▶ _Stated problem_
State how many lines hold the string "Write". Give the number and nothing else.

▶ _The input_
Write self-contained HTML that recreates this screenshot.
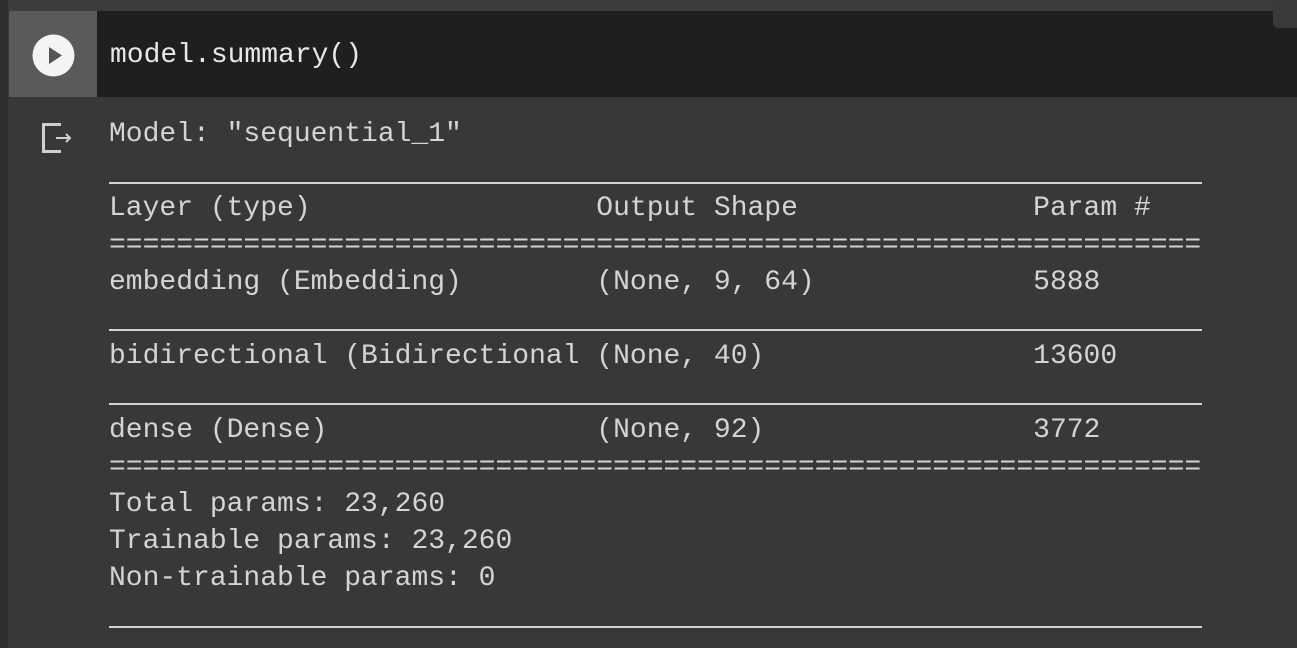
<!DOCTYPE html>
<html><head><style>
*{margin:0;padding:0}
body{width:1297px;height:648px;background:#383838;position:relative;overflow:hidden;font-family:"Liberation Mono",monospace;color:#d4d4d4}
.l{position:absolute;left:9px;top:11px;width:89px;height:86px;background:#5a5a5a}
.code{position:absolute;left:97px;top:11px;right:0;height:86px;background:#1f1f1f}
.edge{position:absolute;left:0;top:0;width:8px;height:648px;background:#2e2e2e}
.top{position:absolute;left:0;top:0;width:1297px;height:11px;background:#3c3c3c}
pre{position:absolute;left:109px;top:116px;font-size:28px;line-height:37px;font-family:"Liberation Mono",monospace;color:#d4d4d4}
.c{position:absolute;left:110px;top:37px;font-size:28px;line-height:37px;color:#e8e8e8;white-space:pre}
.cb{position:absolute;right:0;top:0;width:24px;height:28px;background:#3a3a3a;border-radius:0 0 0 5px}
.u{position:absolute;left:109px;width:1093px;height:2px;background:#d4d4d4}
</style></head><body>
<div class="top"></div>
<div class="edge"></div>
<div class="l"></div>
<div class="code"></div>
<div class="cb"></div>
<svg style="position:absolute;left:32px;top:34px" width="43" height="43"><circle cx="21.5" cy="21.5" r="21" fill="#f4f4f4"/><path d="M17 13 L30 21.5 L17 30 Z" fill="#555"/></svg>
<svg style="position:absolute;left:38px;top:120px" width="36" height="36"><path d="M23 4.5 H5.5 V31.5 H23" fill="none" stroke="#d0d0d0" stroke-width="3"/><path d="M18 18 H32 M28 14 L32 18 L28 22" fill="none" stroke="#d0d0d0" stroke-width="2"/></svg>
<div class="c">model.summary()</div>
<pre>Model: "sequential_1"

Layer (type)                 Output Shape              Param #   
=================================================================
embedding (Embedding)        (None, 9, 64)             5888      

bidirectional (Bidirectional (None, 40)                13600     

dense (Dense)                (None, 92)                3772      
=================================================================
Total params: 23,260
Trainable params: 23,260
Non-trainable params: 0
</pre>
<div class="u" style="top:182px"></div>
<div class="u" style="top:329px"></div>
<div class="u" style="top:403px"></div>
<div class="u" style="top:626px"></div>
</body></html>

==

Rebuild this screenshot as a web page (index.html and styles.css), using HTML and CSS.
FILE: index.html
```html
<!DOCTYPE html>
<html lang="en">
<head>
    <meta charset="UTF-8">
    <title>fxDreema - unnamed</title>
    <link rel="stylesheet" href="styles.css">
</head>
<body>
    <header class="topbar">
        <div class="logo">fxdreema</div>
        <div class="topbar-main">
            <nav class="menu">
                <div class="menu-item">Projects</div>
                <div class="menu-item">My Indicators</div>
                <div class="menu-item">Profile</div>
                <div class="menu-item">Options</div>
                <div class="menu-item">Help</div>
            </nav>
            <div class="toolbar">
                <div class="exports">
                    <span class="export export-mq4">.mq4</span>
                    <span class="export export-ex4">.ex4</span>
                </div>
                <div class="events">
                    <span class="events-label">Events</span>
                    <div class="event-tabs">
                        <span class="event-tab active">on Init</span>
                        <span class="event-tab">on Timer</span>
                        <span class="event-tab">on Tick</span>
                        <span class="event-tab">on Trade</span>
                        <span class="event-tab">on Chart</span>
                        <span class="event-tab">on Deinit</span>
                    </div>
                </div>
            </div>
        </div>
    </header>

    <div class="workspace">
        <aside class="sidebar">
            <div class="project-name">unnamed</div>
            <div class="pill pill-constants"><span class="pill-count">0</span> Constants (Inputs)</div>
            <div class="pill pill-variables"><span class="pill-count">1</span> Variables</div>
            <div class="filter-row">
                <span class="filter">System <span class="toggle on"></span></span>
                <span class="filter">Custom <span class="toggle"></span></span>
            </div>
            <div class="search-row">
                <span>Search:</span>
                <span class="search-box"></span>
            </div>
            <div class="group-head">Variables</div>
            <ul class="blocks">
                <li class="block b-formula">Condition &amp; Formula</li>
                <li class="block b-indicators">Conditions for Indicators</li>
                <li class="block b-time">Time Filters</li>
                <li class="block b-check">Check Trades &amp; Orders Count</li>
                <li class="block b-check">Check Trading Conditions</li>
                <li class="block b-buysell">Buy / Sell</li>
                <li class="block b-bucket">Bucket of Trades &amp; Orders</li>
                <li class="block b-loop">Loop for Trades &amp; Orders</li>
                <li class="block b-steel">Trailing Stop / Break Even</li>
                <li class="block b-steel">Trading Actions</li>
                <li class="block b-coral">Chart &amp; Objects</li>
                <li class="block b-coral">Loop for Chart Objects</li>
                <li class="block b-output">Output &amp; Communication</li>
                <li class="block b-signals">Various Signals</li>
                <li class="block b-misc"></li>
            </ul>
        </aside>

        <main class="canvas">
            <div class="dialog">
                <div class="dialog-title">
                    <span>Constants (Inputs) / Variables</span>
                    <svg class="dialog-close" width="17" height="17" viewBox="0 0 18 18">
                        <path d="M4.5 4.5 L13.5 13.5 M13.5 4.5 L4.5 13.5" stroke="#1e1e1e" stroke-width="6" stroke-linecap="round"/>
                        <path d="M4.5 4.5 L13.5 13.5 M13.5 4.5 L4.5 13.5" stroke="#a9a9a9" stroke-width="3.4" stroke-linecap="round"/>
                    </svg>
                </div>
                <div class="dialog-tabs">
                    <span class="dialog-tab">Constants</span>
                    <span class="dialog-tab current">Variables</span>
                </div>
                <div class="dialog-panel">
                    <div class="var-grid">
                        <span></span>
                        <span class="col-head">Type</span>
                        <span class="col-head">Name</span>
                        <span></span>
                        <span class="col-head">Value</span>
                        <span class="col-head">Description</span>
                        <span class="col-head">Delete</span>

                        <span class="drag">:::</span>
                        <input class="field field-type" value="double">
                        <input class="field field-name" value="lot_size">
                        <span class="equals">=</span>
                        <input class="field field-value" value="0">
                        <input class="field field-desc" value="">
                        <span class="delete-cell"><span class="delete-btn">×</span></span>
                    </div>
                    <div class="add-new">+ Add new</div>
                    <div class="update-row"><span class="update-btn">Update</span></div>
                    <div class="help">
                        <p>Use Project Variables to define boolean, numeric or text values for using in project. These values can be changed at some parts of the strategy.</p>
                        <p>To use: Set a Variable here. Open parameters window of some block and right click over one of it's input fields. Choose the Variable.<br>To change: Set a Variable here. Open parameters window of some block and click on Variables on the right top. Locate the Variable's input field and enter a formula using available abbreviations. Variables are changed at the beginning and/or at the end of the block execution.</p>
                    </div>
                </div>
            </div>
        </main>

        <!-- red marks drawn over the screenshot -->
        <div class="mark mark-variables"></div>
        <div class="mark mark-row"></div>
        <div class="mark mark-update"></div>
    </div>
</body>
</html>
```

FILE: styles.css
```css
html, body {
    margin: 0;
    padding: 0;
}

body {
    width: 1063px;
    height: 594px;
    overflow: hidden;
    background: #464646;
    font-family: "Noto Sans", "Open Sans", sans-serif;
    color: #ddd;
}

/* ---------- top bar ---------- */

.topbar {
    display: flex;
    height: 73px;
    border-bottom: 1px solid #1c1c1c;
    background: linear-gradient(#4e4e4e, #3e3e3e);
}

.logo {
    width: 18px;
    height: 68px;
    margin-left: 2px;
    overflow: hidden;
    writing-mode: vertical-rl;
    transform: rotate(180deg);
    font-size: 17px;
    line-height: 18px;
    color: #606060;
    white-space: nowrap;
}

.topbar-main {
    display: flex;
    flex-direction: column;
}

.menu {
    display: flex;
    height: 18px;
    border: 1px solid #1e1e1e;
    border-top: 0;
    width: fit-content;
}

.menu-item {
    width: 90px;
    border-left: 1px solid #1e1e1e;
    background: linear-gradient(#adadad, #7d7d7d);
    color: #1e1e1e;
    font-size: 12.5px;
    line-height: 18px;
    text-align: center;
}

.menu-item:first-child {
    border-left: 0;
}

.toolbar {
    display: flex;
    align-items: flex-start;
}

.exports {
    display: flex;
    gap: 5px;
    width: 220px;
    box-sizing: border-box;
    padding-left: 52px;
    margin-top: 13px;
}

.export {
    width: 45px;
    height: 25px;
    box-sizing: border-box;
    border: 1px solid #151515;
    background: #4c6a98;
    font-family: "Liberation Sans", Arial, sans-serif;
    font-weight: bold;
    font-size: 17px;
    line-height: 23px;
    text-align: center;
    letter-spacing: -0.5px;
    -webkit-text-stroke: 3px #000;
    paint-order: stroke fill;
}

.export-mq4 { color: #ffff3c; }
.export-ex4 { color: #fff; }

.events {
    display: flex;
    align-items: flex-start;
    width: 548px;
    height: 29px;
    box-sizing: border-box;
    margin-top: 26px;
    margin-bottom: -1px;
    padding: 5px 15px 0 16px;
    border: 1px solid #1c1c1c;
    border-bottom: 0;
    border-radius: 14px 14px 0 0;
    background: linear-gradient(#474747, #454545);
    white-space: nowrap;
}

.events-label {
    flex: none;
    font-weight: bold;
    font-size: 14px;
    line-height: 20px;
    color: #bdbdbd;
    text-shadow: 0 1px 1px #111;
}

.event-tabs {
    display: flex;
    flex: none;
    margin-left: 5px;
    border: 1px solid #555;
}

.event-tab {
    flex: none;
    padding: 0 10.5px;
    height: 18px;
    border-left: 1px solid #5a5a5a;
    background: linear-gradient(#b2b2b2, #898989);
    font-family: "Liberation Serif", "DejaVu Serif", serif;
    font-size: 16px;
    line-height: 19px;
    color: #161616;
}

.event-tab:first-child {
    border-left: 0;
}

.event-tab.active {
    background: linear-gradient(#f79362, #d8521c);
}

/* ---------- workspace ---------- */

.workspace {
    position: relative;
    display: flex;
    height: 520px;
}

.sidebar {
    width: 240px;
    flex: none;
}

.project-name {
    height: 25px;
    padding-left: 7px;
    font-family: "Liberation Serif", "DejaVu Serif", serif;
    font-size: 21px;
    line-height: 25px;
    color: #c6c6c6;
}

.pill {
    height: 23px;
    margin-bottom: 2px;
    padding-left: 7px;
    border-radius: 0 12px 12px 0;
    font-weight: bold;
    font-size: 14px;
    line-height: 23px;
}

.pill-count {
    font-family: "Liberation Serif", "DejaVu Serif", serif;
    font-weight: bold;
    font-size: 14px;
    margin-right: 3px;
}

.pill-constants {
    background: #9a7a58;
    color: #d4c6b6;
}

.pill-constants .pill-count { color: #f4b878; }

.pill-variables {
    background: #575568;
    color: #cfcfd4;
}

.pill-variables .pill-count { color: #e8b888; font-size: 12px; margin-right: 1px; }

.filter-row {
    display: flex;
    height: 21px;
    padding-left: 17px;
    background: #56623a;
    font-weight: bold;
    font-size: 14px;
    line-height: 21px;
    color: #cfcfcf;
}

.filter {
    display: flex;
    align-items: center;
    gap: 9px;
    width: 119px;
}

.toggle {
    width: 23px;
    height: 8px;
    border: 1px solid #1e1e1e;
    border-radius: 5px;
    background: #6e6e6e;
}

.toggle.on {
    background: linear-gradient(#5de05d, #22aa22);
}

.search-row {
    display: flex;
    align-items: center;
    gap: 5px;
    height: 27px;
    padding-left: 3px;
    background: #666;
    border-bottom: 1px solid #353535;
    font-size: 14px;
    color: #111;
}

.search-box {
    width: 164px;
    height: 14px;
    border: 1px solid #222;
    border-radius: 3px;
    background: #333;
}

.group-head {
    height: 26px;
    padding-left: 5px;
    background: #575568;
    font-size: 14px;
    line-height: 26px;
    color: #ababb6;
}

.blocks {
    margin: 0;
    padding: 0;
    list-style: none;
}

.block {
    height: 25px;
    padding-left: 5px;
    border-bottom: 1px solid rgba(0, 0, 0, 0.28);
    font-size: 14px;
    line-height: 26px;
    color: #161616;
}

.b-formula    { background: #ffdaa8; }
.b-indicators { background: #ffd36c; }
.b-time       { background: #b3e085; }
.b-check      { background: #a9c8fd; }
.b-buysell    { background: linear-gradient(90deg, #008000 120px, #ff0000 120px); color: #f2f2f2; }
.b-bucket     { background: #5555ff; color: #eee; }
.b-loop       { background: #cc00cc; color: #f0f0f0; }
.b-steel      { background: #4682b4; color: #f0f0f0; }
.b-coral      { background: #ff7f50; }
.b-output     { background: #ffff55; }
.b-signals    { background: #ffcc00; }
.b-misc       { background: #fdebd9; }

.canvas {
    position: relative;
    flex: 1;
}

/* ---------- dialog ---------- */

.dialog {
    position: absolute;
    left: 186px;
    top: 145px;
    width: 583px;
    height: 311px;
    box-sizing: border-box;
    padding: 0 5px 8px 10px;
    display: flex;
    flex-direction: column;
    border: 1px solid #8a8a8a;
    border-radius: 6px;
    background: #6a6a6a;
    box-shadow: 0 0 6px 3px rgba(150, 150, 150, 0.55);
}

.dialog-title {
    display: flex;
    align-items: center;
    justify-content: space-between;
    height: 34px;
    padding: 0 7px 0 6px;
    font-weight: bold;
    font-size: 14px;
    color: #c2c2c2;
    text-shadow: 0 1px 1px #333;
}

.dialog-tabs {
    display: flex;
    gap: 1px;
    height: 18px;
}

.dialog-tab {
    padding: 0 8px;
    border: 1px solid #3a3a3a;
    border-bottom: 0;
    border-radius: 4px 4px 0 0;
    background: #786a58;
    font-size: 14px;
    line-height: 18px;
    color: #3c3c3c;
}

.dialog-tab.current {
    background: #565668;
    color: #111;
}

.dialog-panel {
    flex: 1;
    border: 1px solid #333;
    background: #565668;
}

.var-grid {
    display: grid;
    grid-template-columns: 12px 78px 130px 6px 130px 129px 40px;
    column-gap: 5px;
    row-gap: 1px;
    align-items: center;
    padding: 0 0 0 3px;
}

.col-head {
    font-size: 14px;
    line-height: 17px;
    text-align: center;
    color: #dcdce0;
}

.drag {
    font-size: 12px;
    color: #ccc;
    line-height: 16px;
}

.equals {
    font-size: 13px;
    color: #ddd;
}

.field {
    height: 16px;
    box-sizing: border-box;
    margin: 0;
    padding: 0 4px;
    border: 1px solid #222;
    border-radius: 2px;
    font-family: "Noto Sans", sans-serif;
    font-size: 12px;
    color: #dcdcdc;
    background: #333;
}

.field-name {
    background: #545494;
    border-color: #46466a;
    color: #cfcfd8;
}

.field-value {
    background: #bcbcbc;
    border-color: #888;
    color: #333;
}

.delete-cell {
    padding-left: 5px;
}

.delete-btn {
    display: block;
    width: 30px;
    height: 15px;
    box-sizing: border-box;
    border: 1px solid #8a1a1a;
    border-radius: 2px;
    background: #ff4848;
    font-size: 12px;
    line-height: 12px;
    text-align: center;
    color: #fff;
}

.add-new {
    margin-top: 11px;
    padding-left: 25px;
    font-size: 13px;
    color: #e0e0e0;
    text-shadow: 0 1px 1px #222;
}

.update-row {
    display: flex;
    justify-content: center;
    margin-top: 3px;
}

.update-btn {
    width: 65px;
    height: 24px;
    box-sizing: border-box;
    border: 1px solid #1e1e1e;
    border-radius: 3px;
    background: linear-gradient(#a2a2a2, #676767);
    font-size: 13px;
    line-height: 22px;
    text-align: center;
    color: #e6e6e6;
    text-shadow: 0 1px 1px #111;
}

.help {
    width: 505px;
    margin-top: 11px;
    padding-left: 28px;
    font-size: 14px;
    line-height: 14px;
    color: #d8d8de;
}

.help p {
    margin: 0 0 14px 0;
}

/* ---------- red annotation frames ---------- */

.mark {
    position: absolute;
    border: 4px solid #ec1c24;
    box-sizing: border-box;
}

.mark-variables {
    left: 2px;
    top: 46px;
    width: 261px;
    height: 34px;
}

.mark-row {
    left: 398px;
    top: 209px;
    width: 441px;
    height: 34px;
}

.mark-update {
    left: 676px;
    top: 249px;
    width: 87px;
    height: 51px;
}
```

---

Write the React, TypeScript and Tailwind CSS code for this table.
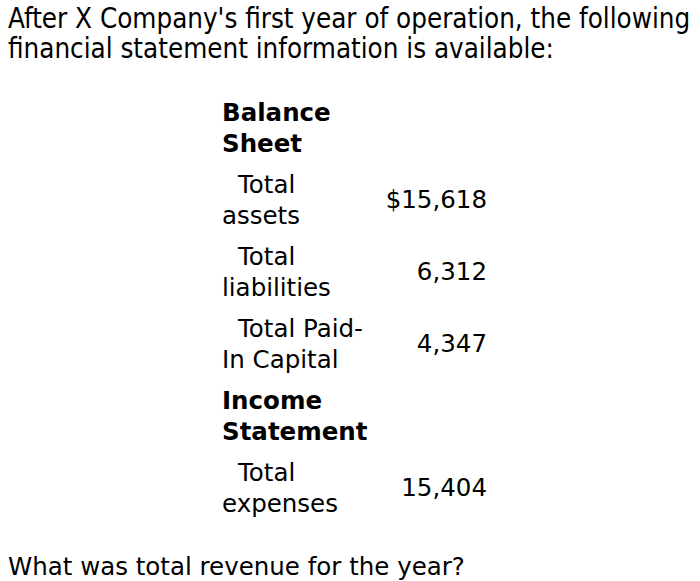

▶ _Exercise result_
2